Kaesong companies stand to lose millions over shutdown

Posted on : 2013-04-10 15:29 KST Modified on : 2019-10-19 20:29 KST
Many of them uninsured, companies seeking some way to restart production in joint industrial complex
 Apr. 9. Operations at the complex have been disrupted since Apr. 3 when North Korea enacted an entry ban for South Koreans. (by Kim Bong-kyu
Apr. 9. Operations at the complex have been disrupted since Apr. 3 when North Korea enacted an entry ban for South Koreans. (by Kim Bong-kyu

By Lee Jeong-hun, staff reporter

Tenant businesses in the Kaesong Industrial Complex are despondent after North Korea pulled out its workers amid increasingly frigid relations with Seoul.

“There have been problems in the past, but this is first time the workers haven’t come to work,” said the president of one company while attending a Apr. 9 meeting of businesses to figure out a solution.

“It’s pretty much over now,” they continued. “With this kind of disruption to production, it will be impossible to regain [customer] trust even if things start moving again.”

If the complex is shuttered, tenant companies stand to shoulder losses of up to tens of million dollars each. As of late December, the 123 businesses had received government approval for investments totaling 579.8 billion won, or about US$509 million. Sixteen of them, including Taesung Industry and Romanson, had investments of more than 10 billion won (US$8.7 million). The money will have to be written off if the Kaesong complex closes.

Ninety-three of the companies currently have economic cooperation insurance, but even then the maximum payout is 7 billion won (US$6.1 million). The other 30 companies have no insurance.

After meeting for around one hour, the businesses held a press conference, where Corporate Association of Gaesong Industrial Complex vice chairman Yu Chang-geun made a plea for the survival of the businesses, which he said were like “a patient in critical condition.”

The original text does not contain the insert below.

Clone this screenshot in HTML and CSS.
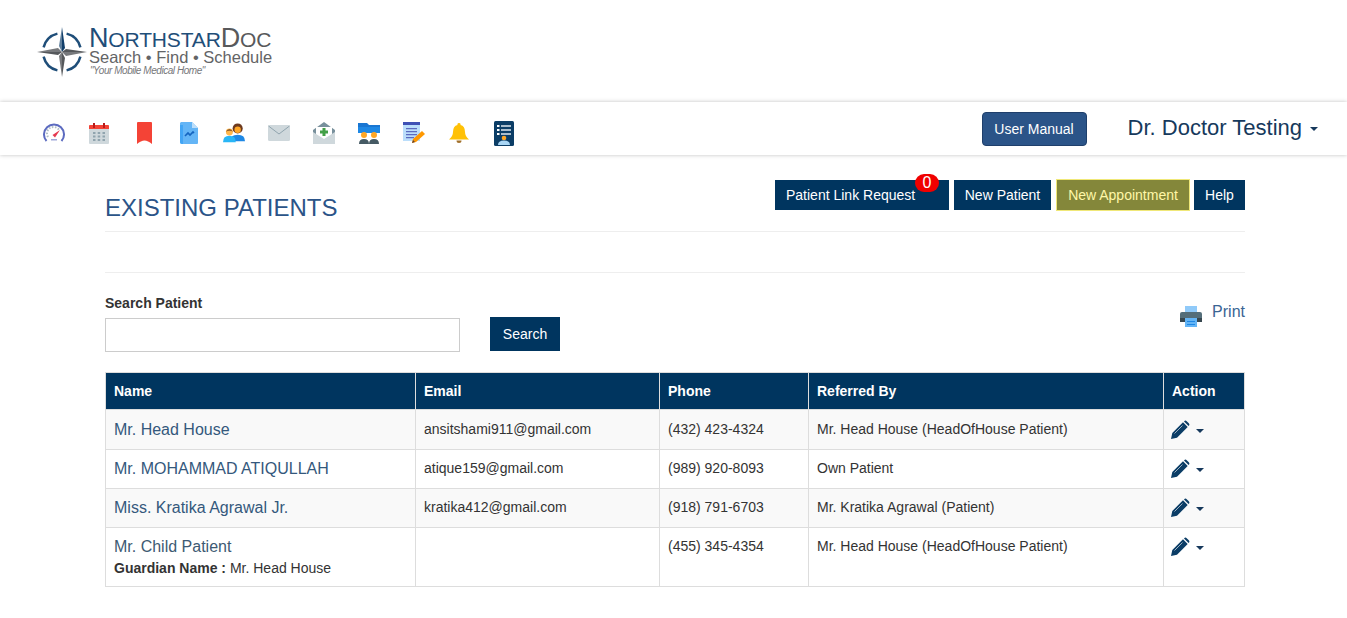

“Don’t let the hospital and guardian mistreat the patients because of the treatment costs,” he said. “Give them the strength they need to survive.”

Employees also voiced resentments toward North Korea as well as the South Korean government. The head of one business said, “I have a bone to pick with the way the current administration’s one-note focus on a hard line against North Korea has made the situation worse. I asked that this be included in our appeal, but there were objections and it was voted down.”

Hyundai Asan, which holds developmental rights for the complex, expanded its situation room into an “emergency countermeasures committee.” In addition to its development efforts, it also runs basic facilities and repair shops in the area.

The president of Hyundai Asan, Kim Jong-hak, said he could not contain his dismay at the critical situation of the complex.

“As the ones who first started this complex and bear responsibility for its development, we will do everything in our power to see it through and bring back normal operations,” he said.